Pick out the lines below that include the string "this".

DATA LISTING start

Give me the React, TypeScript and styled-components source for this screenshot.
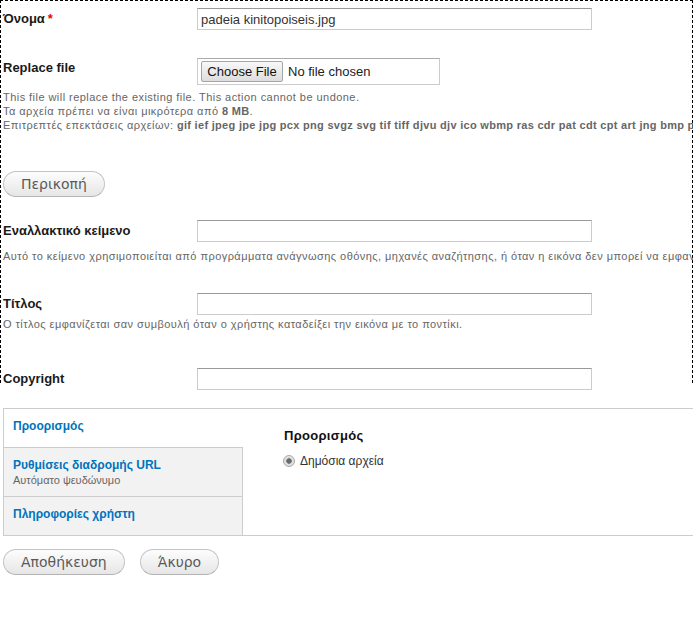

DATA LISTING end
DATA LISTING start

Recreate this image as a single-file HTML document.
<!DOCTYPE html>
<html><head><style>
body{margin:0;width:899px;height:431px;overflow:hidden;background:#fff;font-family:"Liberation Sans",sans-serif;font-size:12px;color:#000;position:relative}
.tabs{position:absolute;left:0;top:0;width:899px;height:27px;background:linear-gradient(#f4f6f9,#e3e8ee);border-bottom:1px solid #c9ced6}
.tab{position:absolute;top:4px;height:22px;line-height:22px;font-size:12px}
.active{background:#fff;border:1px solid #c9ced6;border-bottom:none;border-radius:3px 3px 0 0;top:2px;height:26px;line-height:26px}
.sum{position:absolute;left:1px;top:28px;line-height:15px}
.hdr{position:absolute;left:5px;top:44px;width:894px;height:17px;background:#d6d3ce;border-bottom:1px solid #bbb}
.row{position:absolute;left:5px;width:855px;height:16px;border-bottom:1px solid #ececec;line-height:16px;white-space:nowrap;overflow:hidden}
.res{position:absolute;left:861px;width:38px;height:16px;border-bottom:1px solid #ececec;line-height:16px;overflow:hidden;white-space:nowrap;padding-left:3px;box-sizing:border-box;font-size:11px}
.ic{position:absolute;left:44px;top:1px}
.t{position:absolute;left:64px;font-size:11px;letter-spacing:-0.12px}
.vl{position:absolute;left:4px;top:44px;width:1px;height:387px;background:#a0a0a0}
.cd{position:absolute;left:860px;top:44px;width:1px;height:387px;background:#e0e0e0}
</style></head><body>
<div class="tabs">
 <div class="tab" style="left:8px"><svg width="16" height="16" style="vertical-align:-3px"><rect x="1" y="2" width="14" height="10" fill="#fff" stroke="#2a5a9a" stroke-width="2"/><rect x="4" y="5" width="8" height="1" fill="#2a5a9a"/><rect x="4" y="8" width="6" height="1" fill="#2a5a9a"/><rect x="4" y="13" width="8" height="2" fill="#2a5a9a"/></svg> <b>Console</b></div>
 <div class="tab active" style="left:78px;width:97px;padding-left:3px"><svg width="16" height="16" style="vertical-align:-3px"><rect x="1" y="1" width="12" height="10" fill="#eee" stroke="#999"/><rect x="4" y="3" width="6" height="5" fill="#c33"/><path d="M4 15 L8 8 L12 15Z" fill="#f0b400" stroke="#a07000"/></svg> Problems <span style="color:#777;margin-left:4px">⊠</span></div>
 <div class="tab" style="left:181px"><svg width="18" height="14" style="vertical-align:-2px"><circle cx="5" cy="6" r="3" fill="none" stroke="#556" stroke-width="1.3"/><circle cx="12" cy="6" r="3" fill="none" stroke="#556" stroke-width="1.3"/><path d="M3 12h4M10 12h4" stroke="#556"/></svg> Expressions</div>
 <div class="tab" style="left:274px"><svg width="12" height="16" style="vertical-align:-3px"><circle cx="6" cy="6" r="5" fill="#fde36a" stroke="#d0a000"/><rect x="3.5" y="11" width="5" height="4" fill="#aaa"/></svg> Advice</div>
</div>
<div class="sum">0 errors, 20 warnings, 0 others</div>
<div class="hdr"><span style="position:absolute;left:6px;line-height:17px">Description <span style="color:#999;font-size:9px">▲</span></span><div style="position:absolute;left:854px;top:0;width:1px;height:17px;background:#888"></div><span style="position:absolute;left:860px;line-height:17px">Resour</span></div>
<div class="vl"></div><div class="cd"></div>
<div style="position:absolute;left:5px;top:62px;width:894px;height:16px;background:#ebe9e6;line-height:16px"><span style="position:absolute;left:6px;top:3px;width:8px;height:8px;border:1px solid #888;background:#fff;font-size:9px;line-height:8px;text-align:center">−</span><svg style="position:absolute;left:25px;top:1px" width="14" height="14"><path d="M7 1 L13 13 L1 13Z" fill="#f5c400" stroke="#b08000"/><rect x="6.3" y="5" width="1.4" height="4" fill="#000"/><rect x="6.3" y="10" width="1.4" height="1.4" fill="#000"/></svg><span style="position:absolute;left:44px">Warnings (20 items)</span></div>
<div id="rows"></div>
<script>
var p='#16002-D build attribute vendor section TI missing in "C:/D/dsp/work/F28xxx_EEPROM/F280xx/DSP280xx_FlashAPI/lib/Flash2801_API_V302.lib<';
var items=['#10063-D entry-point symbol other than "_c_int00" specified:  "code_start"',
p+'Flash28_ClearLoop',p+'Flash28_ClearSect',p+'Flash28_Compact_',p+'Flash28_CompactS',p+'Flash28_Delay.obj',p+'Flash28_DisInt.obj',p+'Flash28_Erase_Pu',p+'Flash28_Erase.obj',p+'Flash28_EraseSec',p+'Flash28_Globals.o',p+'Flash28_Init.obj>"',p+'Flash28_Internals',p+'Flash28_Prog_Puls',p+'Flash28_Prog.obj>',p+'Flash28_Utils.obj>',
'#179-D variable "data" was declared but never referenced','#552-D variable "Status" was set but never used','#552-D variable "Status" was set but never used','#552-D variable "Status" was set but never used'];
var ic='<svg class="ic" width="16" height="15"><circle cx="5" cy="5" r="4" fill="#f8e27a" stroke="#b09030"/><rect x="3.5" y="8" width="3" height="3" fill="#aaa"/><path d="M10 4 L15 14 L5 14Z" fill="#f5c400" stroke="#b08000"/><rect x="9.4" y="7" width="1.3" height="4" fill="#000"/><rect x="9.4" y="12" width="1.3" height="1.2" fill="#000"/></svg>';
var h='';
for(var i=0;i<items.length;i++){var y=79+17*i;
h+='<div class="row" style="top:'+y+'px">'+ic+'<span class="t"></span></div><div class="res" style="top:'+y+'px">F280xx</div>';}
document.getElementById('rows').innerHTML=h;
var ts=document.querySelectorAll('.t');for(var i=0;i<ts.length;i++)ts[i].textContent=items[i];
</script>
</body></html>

DATA LISTING end

▶ [ANSWER TO THE TASK]:
Give me the React, TypeScript and styled-components source for this screenshot.
Recreate this image as a single-file HTML document.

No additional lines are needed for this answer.